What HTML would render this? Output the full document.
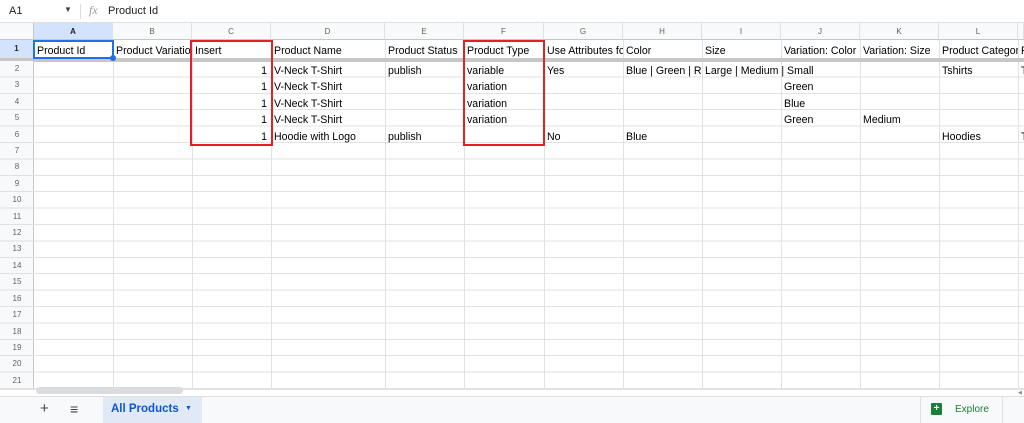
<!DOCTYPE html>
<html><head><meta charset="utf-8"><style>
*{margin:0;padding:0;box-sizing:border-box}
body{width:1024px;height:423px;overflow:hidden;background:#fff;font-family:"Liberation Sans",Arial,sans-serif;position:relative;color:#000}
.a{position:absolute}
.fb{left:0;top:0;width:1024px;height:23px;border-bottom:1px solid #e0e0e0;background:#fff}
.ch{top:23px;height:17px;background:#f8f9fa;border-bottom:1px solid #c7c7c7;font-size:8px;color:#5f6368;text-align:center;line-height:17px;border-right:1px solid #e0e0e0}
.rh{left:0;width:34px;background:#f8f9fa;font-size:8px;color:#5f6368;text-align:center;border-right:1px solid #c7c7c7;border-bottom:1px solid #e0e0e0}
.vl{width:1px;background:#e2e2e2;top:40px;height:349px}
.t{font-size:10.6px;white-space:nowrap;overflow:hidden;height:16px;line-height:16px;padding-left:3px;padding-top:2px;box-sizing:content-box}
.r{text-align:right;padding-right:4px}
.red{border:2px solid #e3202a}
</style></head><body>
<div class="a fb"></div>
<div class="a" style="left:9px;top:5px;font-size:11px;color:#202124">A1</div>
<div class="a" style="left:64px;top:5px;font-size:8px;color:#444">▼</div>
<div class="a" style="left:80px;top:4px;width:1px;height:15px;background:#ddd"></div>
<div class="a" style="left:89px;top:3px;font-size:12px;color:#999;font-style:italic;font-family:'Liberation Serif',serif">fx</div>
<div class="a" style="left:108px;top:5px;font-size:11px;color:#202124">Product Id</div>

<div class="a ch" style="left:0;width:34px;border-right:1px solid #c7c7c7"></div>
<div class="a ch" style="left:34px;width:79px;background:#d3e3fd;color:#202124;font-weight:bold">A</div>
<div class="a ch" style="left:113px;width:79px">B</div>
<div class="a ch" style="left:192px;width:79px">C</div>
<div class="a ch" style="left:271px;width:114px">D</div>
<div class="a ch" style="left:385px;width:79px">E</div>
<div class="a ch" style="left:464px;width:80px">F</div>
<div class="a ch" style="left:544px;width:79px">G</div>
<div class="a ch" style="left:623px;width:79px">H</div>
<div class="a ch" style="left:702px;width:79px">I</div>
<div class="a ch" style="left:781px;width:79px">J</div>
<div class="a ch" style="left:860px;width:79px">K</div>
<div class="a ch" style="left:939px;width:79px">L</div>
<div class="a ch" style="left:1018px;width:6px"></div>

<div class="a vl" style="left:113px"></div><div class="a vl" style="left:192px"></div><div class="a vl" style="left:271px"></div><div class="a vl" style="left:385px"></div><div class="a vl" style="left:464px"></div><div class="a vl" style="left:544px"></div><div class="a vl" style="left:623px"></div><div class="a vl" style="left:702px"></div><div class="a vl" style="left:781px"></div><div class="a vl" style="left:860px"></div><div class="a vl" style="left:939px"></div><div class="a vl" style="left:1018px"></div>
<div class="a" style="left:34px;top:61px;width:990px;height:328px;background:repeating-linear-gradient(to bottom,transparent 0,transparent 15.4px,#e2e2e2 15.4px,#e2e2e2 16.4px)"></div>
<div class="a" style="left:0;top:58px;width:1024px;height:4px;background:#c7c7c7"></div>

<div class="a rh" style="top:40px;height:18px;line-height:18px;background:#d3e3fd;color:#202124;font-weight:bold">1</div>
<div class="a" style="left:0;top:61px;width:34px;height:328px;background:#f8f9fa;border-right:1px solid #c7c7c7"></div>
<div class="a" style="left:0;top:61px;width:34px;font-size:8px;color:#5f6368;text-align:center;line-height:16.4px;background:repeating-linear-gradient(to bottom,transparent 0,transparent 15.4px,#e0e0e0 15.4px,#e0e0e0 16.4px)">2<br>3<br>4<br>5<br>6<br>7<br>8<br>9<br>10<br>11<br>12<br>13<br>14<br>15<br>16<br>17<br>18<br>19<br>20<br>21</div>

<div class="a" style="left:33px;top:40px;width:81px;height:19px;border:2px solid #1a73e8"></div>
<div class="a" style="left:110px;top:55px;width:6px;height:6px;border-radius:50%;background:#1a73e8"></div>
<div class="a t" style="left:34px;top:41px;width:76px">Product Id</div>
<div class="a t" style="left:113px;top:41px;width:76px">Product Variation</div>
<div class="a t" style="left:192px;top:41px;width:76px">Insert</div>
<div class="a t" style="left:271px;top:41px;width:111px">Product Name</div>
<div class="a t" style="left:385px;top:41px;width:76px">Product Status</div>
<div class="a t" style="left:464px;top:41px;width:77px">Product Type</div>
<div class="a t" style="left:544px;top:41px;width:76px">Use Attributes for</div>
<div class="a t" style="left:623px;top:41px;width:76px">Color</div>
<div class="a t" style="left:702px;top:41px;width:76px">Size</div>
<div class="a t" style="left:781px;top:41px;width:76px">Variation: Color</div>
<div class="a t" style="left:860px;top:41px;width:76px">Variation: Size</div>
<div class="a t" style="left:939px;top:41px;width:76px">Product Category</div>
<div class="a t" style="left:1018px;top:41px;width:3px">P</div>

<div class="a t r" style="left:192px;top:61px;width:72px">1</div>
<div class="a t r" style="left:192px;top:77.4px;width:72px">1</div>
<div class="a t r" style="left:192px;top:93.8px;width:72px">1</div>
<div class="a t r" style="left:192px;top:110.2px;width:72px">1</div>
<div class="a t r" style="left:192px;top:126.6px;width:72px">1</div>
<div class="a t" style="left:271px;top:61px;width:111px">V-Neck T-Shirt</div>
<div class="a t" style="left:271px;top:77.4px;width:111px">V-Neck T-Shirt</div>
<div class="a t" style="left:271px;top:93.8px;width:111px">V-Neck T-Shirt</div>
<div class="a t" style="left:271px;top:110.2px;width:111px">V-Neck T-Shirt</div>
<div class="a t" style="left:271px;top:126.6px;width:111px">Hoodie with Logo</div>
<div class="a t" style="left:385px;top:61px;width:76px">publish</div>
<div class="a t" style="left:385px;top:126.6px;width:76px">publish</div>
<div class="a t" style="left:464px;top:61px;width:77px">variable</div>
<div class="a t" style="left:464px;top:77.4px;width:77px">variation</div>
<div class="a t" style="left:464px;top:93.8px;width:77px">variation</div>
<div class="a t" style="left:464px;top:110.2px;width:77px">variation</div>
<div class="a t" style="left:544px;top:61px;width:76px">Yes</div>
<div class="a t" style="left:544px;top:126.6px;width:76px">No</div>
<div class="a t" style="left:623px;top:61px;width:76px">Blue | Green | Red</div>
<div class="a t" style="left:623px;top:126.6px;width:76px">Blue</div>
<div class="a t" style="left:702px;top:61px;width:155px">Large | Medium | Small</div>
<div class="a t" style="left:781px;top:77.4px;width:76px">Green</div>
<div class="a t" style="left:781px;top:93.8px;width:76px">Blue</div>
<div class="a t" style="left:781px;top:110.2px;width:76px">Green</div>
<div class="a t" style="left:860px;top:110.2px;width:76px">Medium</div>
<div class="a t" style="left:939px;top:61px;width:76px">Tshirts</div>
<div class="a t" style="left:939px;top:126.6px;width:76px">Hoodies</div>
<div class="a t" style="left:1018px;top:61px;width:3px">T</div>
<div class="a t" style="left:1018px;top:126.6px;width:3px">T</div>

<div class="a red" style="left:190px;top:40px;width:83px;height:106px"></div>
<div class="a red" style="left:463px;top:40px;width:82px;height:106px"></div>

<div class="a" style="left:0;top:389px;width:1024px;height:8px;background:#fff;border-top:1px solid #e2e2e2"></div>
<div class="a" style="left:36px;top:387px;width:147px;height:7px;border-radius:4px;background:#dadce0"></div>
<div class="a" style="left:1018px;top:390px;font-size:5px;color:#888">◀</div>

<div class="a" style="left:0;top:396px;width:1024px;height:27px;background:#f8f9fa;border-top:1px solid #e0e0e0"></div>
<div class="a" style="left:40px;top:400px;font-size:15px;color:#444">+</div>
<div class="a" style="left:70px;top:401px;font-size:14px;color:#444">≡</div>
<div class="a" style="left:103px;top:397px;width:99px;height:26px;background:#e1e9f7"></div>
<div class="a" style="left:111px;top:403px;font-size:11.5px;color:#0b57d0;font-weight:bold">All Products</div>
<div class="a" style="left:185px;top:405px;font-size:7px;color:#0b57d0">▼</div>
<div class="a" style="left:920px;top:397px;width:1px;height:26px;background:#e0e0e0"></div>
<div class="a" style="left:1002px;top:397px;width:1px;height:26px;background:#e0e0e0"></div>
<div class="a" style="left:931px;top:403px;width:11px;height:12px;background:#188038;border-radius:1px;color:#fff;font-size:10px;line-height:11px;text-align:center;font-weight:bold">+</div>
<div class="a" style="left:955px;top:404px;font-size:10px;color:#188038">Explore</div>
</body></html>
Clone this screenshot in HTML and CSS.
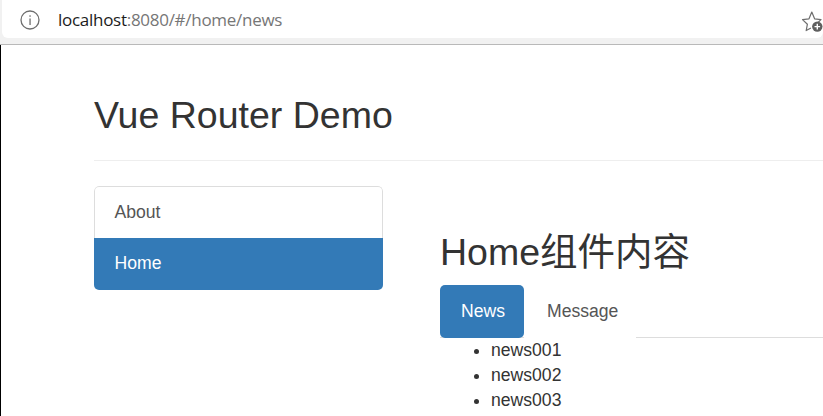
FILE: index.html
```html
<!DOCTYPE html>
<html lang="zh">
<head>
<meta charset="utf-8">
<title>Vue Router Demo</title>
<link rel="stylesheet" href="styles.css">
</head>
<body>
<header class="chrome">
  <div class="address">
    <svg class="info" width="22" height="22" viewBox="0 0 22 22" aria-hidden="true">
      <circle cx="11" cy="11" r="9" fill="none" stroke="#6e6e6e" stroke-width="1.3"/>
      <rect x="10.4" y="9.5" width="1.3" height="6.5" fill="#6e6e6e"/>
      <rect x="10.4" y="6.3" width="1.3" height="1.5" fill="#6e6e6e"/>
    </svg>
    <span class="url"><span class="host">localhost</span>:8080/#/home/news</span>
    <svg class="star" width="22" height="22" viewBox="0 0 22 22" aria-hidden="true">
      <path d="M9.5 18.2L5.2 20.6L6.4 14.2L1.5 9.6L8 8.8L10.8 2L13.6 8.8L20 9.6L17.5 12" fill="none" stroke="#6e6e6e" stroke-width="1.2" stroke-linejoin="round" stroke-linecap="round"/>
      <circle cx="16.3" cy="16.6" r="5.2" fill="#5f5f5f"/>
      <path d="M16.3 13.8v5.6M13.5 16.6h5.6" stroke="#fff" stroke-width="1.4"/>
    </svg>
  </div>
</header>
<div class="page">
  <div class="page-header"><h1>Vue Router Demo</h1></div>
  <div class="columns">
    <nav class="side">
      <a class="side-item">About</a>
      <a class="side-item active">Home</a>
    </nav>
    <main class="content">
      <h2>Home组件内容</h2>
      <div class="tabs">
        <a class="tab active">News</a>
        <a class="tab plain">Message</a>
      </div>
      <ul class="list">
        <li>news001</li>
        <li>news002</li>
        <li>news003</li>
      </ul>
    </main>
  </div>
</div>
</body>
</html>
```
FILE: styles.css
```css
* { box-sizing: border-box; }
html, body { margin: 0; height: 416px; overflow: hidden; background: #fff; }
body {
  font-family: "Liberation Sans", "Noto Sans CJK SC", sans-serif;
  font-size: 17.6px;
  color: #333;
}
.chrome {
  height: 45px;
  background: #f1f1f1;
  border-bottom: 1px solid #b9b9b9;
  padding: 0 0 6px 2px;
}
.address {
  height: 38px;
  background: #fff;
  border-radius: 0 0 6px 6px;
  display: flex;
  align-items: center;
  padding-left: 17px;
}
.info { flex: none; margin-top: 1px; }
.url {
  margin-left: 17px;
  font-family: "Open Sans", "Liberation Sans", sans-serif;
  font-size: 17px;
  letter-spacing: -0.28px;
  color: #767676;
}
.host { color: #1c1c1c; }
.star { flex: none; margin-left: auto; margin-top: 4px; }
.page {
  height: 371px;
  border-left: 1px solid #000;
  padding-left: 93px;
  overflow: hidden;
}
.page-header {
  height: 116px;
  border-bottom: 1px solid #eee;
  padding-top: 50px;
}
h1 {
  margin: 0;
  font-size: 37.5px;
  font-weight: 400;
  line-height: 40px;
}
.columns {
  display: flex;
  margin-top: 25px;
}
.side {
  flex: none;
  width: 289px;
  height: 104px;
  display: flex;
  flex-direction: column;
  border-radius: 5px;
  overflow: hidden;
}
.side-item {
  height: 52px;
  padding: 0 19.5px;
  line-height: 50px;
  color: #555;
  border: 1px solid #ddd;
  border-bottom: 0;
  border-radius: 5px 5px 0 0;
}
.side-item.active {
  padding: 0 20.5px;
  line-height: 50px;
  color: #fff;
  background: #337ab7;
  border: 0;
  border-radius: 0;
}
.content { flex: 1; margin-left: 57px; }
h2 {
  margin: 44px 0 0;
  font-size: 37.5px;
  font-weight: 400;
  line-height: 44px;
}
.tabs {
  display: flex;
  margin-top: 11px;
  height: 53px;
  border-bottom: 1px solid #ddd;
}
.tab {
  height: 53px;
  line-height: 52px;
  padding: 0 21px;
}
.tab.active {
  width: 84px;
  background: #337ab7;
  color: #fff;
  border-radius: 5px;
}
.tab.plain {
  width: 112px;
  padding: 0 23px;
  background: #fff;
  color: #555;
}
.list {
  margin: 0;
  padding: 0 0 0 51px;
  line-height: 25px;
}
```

--------

▶ [Aim of the task] Go over the records above and tally the lines with the word "this" in them. Give the number alone.

▶ [Answer for the task] 2